With that said, if you have to write a “determinants of …” paper at some point, the key to minimizing the problem highlighted by Simpson’s paradox is to start from the most parsimonious specification you can think of (usually, just the outcome variable regressed on one variable of interest) and show progressively less parsimonious specifications, building it up to a full-blown specification that includes all the controls you want to include. In this case, if most of your coefficients remain stable as you add in or subtract out controls, then perhaps it is the case that Simpson’s paradox is not a big deal in the context you are looking at.
Alternatively, it is sometimes the case that a good descriptive analysis will yield insights that are similar if not better than a “determinants of …” analysis, or that the latter can supplement the former to form a better descriptive picture.
When Is Simpson’s Paradox Not an Issue?
Let’s take a look at the last sentence of the definition given above, viz.
The paradoxical elements disappear when causal relations are brought into consideration.
What does this means? It simply means that once you have a research design that allows identifying the causal relationship between [math]D[/math] and [math]y[/math], Simpson’s paradox is no longer an issue.

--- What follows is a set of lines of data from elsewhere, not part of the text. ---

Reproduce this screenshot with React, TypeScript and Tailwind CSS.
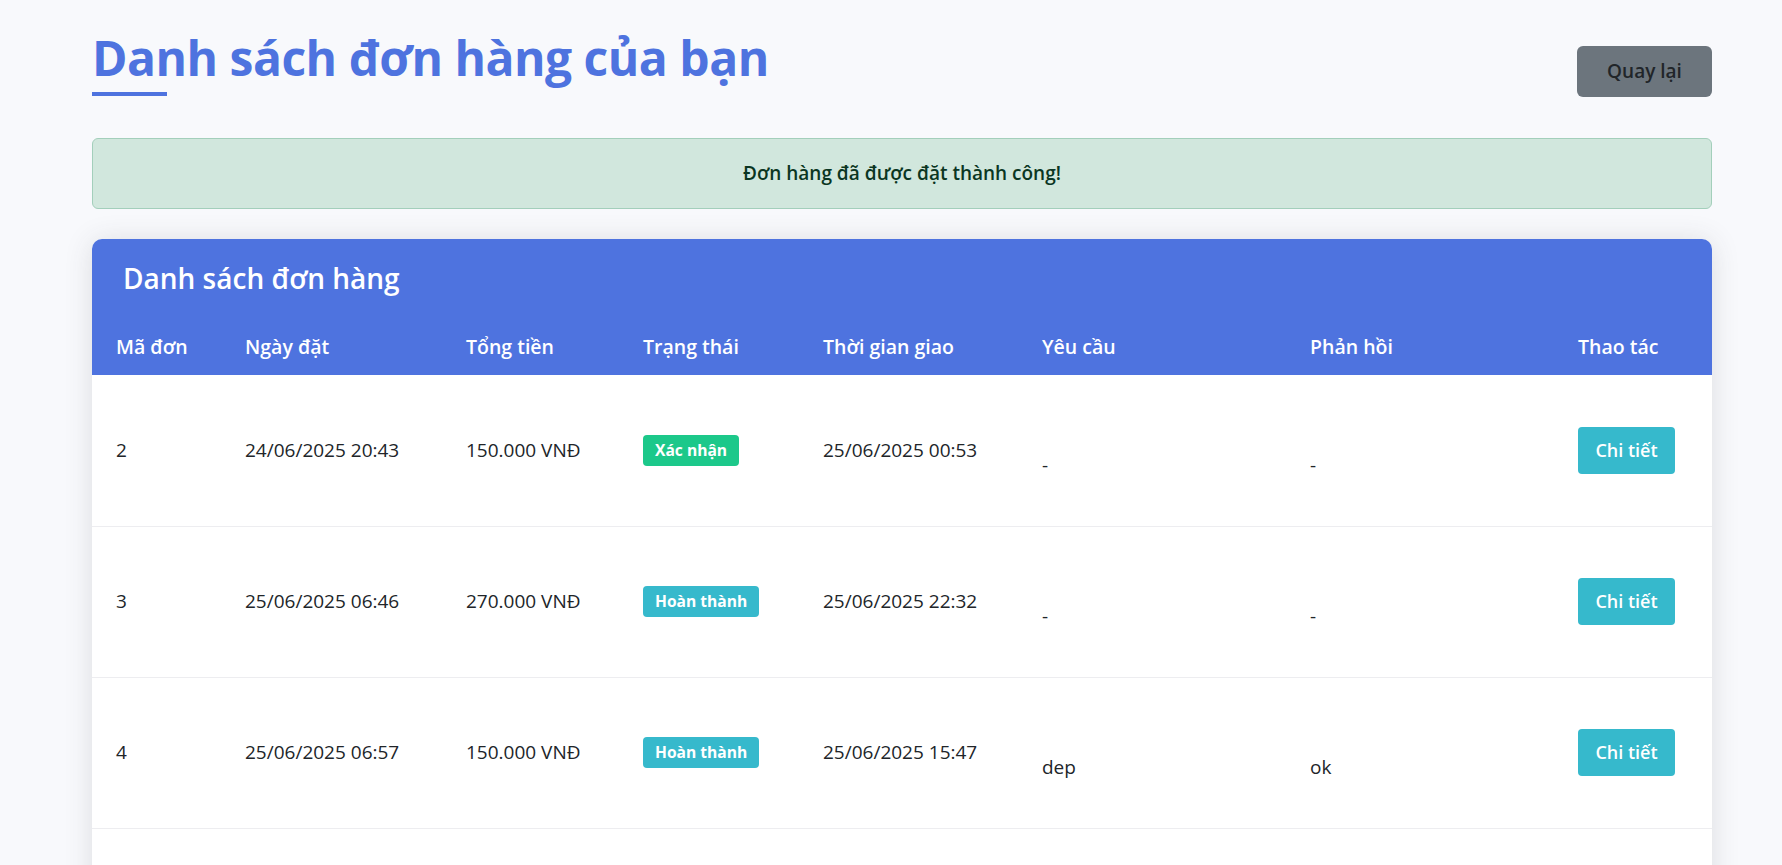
import React from "react";

type Order = {
  id: number;
  date: string;
  total: string;
  status: "Xác nhận" | "Hoàn thành";
  delivery: string;
  request: string;
  reply: string;
};

const orders: Order[] = [
  { id: 2, date: "24/06/2025 20:43", total: "150.000 VNĐ", status: "Xác nhận", delivery: "25/06/2025 00:53", request: "-", reply: "-" },
  { id: 3, date: "25/06/2025 06:46", total: "270.000 VNĐ", status: "Hoàn thành", delivery: "25/06/2025 22:32", request: "-", reply: "-" },
  { id: 4, date: "25/06/2025 06:57", total: "150.000 VNĐ", status: "Hoàn thành", delivery: "25/06/2025 15:47", request: "dep", reply: "ok" },
  { id: 5, date: "25/06/2025 07:12", total: "120.000 VNĐ", status: "Hoàn thành", delivery: "25/06/2025 18:05", request: "-", reply: "-" },
];

const columns = [
  { label: "Mã đơn", w: "w-[129px]" },
  { label: "Ngày đặt", w: "w-[221px]" },
  { label: "Tổng tiền", w: "w-[177px]" },
  { label: "Trạng thái", w: "w-[180px]" },
  { label: "Thời gian giao", w: "w-[219px]" },
  { label: "Yêu cầu", w: "w-[268px]" },
  { label: "Phản hồi", w: "w-[268px]" },
  { label: "Thao tác", w: "" },
];

function StatusBadge({ status }: { status: Order["status"] }) {
  const color = status === "Xác nhận" ? "bg-[#1cc88a]" : "bg-[#36b9cc]";
  return (
    <span
      className={`inline-flex items-center h-[31px] px-[12px] rounded-[4px] text-white text-[15.6px] font-bold ${color}`}
    >
      {status}
    </span>
  );
}

export default function App() {
  return (
    <div
      className="min-h-screen bg-[#f8f9fc] text-[#212529]"
      style={{ fontFamily: '"Open Sans", "Noto Sans", sans-serif' }}
    >
      <div className="ml-[92px] w-[1620px] pt-[29px]">
        <div className="flex items-start justify-between">
          <div>
            <h1 className="text-[48px] leading-[1.2] font-bold text-[#4e73df] tracking-[-0.5px]">
              Danh sách đơn hàng của bạn
            </h1>
            <div className="mt-[5px] h-[4px] w-[75px] bg-[#4e73df]" />
          </div>
          <button className="mt-[17px] h-[51px] w-[135px] rounded-[6px] bg-[#6c757d] text-[19px] font-semibold text-[#212529]">
            Quay lại
          </button>
        </div>

        <div className="mt-[41px] rounded-[6px] border border-[#a3cfbb] bg-[#d1e7dd] py-[21px] text-center text-[19px] leading-[27px] font-semibold text-[#0a3622]">
          Đơn hàng đã được đặt thành công!
        </div>

        <div className="mt-[30px] overflow-hidden rounded-[10px] bg-white shadow-[0_0.15rem_1.75rem_0_rgba(58,59,69,0.15)]">
          <div className="bg-[#4e73df] pl-[31px] pt-[22px]">
            <h2 className="text-[28px] leading-[34px] font-semibold text-white">
              Danh sách đơn hàng
            </h2>
          </div>
          <table className="w-full table-fixed border-collapse text-left">
            <thead className="bg-[#4e73df] text-white">
              <tr>
                {columns.map((c) => (
                  <th
                    key={c.label}
                    className={`${c.w} px-[24px] pt-[38px] pb-[15px] text-[19.5px] leading-[27px] font-semibold`}
                  >
                    {c.label}
                  </th>
                ))}
              </tr>
            </thead>
            <tbody className="text-[19px] leading-[27px]">
              {orders.map((o) => (
                <tr key={o.id} className="border-b border-[#ededf0]">
                  <td className="h-[151px] px-[24px] align-middle">{o.id}</td>
                  <td className="px-[24px] align-middle">{o.date}</td>
                  <td className="px-[24px] align-middle">{o.total}</td>
                  <td className="px-[24px] align-middle">
                    <StatusBadge status={o.status} />
                  </td>
                  <td className="px-[24px] align-middle">{o.delivery}</td>
                  <td className="px-[24px] pt-[30px] align-middle">{o.request}</td>
                  <td className="px-[24px] pt-[30px] align-middle">{o.reply}</td>
                  <td className="px-[24px] align-middle">
                    <button className="h-[47px] w-[97px] rounded-[4px] bg-[#36b9cc] text-[18px] font-semibold text-white">
                      Chi tiết
                    </button>
                  </td>
                </tr>
              ))}
            </tbody>
          </table>
        </div>
      </div>
    </div>
  );
}
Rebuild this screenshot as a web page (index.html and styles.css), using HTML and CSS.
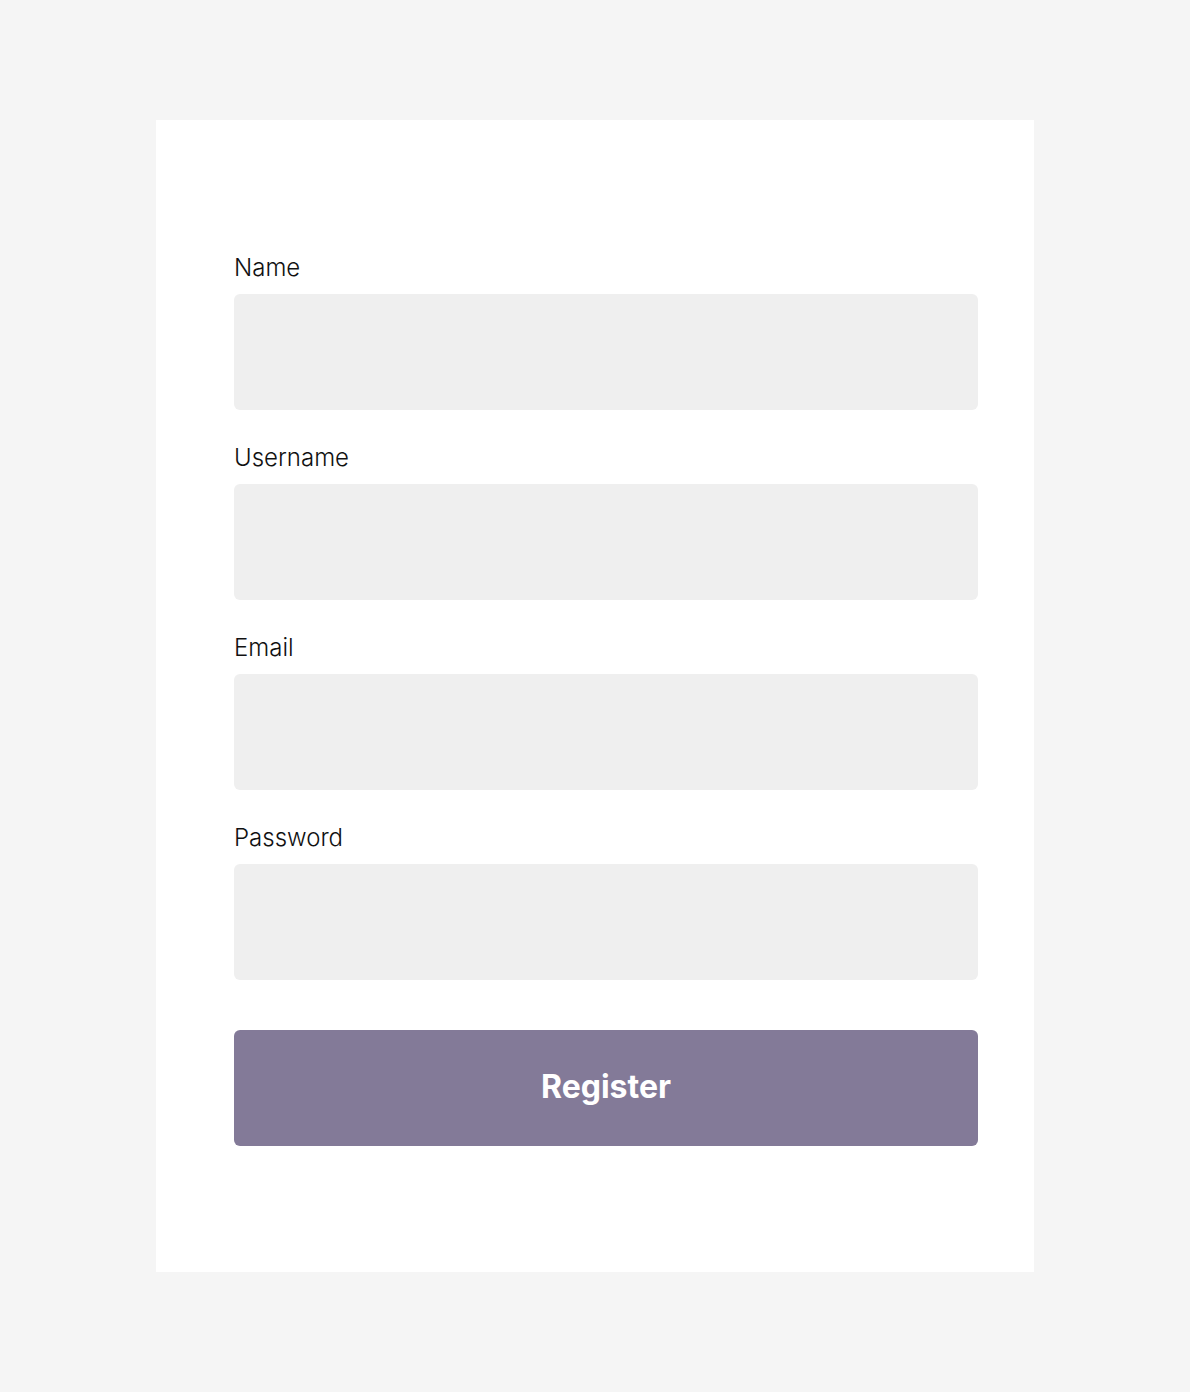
FILE: index.html
```html
<!DOCTYPE html>
<html lang="en">
<head>
<meta charset="utf-8">
<title>Register</title>
<link rel="stylesheet" href="styles.css">
</head>
<body>
<main class="page">
  <form class="card">
    <div class="field">
      <label class="label" for="name">Name</label>
      <input class="input" id="name" type="text">
    </div>
    <div class="field">
      <label class="label" for="username">Username</label>
      <input class="input" id="username" type="text">
    </div>
    <div class="field">
      <label class="label" for="email">Email</label>
      <input class="input" id="email" type="email">
    </div>
    <div class="field">
      <label class="label" for="password">Password</label>
      <input class="input" id="password" type="password">
    </div>
    <button class="button" type="button">Register</button>
  </form>
</main>
</body>
</html>
```
FILE: styles.css
```css
html, body {
  margin: 0;
  padding: 0;
  background: #f5f5f5;
  font-family: Inter, "Noto Sans", sans-serif;
}
.page {
  display: flex;
  justify-content: center;
  padding: 120px 0;
}
.card {
  width: 878px;
  box-sizing: border-box;
  background: #ffffff;
  padding: 133px 56px 126px 78px;
  display: flex;
  flex-direction: column;
}
.field {
  display: flex;
  flex-direction: column;
  margin-bottom: 33px;
}
.label {
  font-size: 24px;
  line-height: 29px;
  font-weight: 300;
  color: #111111;
  margin-bottom: 12px;
}
.input {
  height: 116px;
  box-sizing: border-box;
  border: none;
  border-radius: 6px;
  background: #efefef;
  margin: 0;
  padding: 0 20px;
  font-family: inherit;
  font-size: 24px;
}
.button {
  margin-top: 17px;
  height: 116px;
  border: none;
  border-radius: 6px;
  background: #837a98;
  color: #ffffff;
  font-family: inherit;
  font-size: 32px;
  font-weight: 700;
  padding: 0 0 4px;
  cursor: pointer;
}
```
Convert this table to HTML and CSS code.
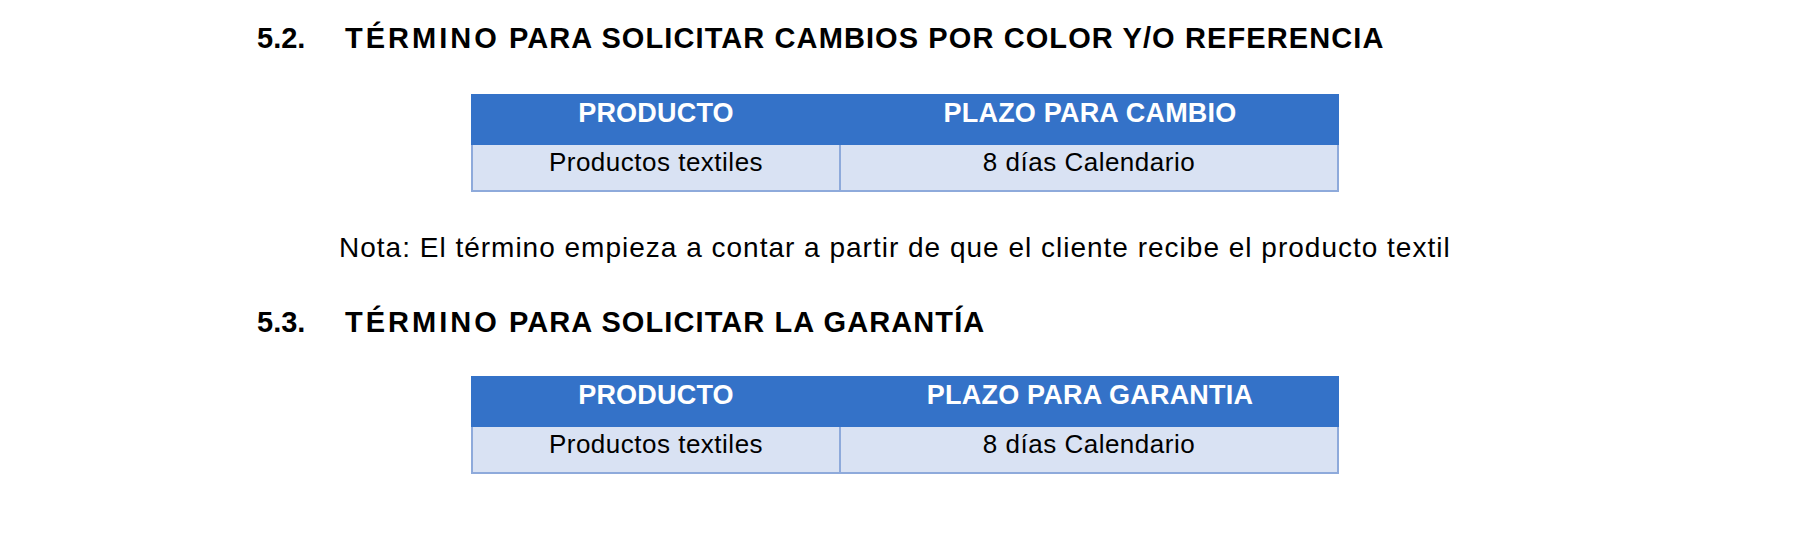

For example, suppose you have a research design wherein you randomly assign the value of [math]D[/math] to each individual in your sample and then observe [math]y[/math]. In that case, you could collect data on a number of controls [math]x[/math] and include them in a regression of [math]y[/math] on [math]D[/math], and the sign of your estimate of [math]{\gamma}[/math] would not change–the only thing that would happen would be that the standard error around your estimate of [math]{\gamma}[/math] would shrink, and your estimate would become more precise.